With just one day left, they only had one real regret. If only they had been able to score some women along the way…
But little did they know that this perverse tour of duty was coming to an end sooner than they thought.
The first indication that something was not right came from the crew’s flight engineer. He’d been relaxing at his station, feet up, eyes closed, fighting off sleep.
Suddenly the radio in front of him burst to life with a howl of static. It jolted the engineer back to reality. His radio panel was lighting up like a Christmas tree. Red lights, green lights, blue ones too. All of them blinking madly.
“What the fuck?”
Then came some shouting. The loadmaster was trying to yell something up to the flight deck. The engineer took his eyes off his equipment, looked down into the weapons bay, and saw his colleague at the side window pointing at something off their left wing.
A moment later the engineer heard the copilot swear.
“Jeesuz… What the fuck is… ?”
That was when the airplane started bucking; it was so bad at first, the engineer had to hold on. The plane straightened out a bit a few seconds later, but the engineer could detect a wave of tension suddenly crackling through the ship.
He unstrapped, made his way back to the weapons bay window, and finally saw what all the commotion was about.
It was a helicopter, riding no more than twenty-five feet off their left wing. It was pale brown and red, with a strange bubble nose and long tail section. It was a two-man aircraft, but only one person could be seen on board. It was painted in Iraqi markings, but the pilot was definitely not an Iraqi. He clearly had red hair and a Caucasian complexion. In fact, he looked like an old-time cowboy. What kind of helicopter was it? The engineer didn’t know one chopper from the other, but he believed this thing was a Russian-built Hind.
But what was it doing out there? It was so close to their wing, one wrong move and they would surely collide with it. And the way its pilot was flying seemed crazy. The chopper was all over the sky, going up and down, back and forth, flashing its nav lights wildly. The pilot himself was particularly animated. He was waving his arms, giving them the finger, and seemed to be shouting something at them. There was only one word describe his bizarre behavior: He was taunting them.
The engineer quickly climbed up to the flight deck, and now both pilots were looking out at the strange chopper.
“Who the hell is this guy?” the copilot was yelling. His name was Pete Jones.
“Beats me,” the engineer replied. “But he skewered the comm set, he came up on us so fast.”
Jones turned to the man riding in the AC-130’s other control seat. This was Colonel Jeff Woods, the buzz-cut John Glenn lookalike.
“What’ll we do, Woodsie?” Jones asked him.
Woods looked out at the chopper and then settled back into his seat.
“Well, let’s see if you boys can shoot him down,” he said calmly.
It took about a minute and a half to power up the three miniguns again; they’d all been shut down at the completion of the attack on the hangar at El-Saad Men air base.
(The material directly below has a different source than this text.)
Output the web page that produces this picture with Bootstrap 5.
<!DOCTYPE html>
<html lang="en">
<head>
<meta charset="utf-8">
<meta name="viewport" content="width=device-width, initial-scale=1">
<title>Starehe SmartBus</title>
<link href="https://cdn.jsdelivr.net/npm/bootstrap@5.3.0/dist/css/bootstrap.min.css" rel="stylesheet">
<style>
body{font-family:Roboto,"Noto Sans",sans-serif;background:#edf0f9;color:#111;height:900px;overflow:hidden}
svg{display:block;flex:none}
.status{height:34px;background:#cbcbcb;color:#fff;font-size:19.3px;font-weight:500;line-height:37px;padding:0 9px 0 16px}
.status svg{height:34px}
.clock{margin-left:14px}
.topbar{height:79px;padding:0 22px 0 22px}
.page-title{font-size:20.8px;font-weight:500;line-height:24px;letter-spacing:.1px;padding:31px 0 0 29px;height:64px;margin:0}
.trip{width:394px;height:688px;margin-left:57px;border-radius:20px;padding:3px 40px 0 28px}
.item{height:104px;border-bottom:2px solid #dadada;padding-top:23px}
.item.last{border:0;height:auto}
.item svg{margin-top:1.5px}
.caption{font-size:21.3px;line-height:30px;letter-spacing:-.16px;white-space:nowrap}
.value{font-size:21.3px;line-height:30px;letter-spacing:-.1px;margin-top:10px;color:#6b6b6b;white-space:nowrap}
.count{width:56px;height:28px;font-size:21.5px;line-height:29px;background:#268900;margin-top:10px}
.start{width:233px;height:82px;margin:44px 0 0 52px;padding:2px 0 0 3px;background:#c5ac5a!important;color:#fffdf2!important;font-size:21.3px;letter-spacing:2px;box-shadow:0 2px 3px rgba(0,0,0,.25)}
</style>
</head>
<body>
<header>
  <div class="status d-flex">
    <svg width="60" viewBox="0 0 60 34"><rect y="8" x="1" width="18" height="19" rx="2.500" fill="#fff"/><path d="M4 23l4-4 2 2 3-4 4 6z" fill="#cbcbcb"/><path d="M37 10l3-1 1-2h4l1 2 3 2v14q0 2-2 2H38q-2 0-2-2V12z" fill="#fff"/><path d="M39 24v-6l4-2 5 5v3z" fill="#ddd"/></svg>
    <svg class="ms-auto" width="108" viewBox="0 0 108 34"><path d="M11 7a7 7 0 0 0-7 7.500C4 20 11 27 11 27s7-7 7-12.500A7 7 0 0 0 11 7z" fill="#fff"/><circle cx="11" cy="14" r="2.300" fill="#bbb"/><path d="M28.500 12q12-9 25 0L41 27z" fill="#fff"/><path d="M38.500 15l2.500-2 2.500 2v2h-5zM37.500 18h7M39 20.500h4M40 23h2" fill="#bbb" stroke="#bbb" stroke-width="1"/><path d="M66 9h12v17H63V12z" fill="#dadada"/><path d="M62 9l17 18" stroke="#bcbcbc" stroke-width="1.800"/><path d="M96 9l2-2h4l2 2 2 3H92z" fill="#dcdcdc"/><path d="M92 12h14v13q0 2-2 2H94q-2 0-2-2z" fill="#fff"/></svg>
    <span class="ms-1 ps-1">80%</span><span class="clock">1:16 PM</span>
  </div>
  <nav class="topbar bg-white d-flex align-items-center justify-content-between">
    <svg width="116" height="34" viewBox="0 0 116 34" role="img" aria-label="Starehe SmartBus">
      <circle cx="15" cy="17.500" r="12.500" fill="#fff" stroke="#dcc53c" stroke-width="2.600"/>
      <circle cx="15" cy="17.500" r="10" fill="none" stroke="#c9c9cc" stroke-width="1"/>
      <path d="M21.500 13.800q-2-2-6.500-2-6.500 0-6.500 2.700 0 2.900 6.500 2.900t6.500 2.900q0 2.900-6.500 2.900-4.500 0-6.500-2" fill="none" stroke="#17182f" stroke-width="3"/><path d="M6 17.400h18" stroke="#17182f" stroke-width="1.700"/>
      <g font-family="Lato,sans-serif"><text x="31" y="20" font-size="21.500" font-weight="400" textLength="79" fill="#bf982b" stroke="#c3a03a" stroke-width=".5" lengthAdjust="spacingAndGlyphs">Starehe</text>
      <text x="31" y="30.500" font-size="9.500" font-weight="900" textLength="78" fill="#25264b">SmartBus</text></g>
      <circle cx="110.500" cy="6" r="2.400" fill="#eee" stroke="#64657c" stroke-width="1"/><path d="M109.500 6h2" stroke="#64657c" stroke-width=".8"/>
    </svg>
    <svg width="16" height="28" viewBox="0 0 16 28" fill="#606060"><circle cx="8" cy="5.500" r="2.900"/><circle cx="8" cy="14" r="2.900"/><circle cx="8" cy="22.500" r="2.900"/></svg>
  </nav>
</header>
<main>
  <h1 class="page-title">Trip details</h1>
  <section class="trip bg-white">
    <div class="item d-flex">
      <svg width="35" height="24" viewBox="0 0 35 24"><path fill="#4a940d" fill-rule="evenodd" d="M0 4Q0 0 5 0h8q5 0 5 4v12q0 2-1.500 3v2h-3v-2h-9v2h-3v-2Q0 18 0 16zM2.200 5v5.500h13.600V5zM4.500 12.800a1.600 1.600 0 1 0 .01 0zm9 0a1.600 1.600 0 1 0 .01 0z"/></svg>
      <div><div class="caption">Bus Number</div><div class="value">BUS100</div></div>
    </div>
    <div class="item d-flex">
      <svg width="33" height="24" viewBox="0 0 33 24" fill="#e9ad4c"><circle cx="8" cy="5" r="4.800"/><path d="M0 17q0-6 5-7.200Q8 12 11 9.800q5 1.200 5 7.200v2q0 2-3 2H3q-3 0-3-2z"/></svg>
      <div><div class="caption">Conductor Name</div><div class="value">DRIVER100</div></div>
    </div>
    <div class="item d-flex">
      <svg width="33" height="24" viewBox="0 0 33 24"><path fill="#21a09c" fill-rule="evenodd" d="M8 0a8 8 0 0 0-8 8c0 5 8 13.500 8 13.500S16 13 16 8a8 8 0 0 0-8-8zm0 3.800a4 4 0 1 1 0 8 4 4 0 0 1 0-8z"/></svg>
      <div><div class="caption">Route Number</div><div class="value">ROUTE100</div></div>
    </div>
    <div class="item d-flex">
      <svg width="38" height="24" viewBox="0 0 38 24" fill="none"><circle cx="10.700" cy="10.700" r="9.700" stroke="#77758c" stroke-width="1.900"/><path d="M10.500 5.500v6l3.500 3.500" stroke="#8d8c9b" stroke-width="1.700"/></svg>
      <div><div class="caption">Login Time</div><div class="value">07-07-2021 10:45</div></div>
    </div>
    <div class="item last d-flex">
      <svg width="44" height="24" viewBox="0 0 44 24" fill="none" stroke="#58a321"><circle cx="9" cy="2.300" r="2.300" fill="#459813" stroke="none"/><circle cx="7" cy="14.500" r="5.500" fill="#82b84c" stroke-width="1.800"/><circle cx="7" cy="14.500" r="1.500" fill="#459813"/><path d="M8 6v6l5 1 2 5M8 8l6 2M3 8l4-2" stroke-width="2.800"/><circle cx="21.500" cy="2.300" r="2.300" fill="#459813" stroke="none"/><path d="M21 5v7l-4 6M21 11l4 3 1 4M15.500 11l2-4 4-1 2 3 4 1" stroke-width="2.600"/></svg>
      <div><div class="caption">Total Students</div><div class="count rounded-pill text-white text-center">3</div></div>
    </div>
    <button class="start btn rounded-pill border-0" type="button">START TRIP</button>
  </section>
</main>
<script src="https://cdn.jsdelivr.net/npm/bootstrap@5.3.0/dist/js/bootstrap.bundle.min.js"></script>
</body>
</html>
Now the flight engineer and the loadmaster struggled to push the right panels and flip the right switches and reboot the right computers. Somehow, ninety seconds later, the weapons systems all came on-line.
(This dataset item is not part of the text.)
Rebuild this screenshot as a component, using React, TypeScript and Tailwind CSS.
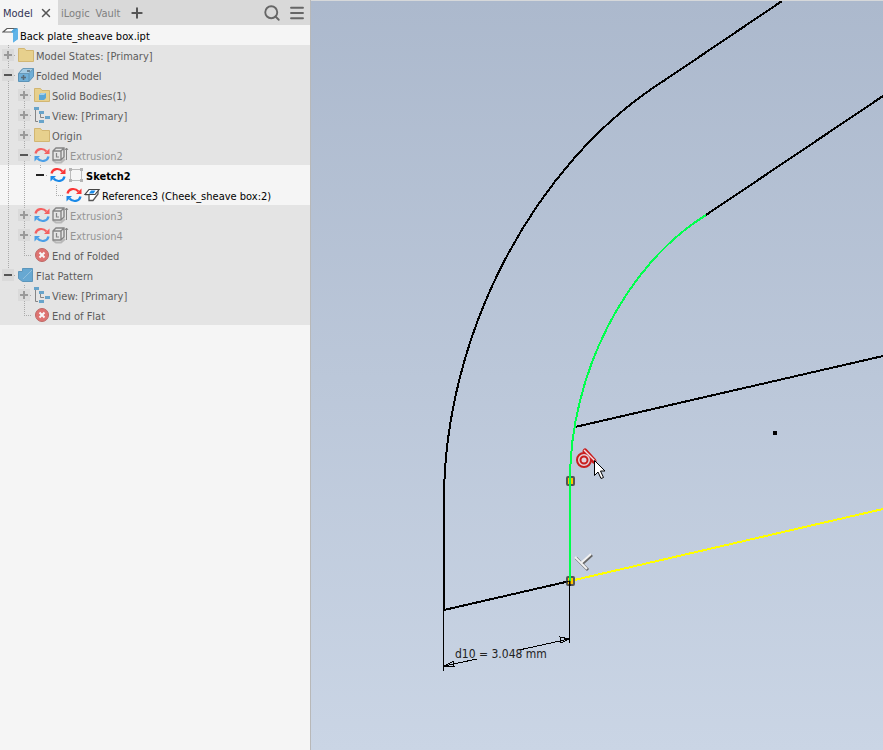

The strange chopper had cooperated in this endeavor by not for a moment diverting from its strange behavior. It was still riding off the left wing, still flying in a weirdly provocative manner.
The ArcLight’s makeshift gun crew was now facing an unusual situation. The orders from the flight deck said shoot the asshole down, so that was what they were going to try to do. But the miniguns were designed mainly to fuck up big targets on the ground. Hardened stuff, troops concentrations, general populations. Static stuff. Things that were standing still.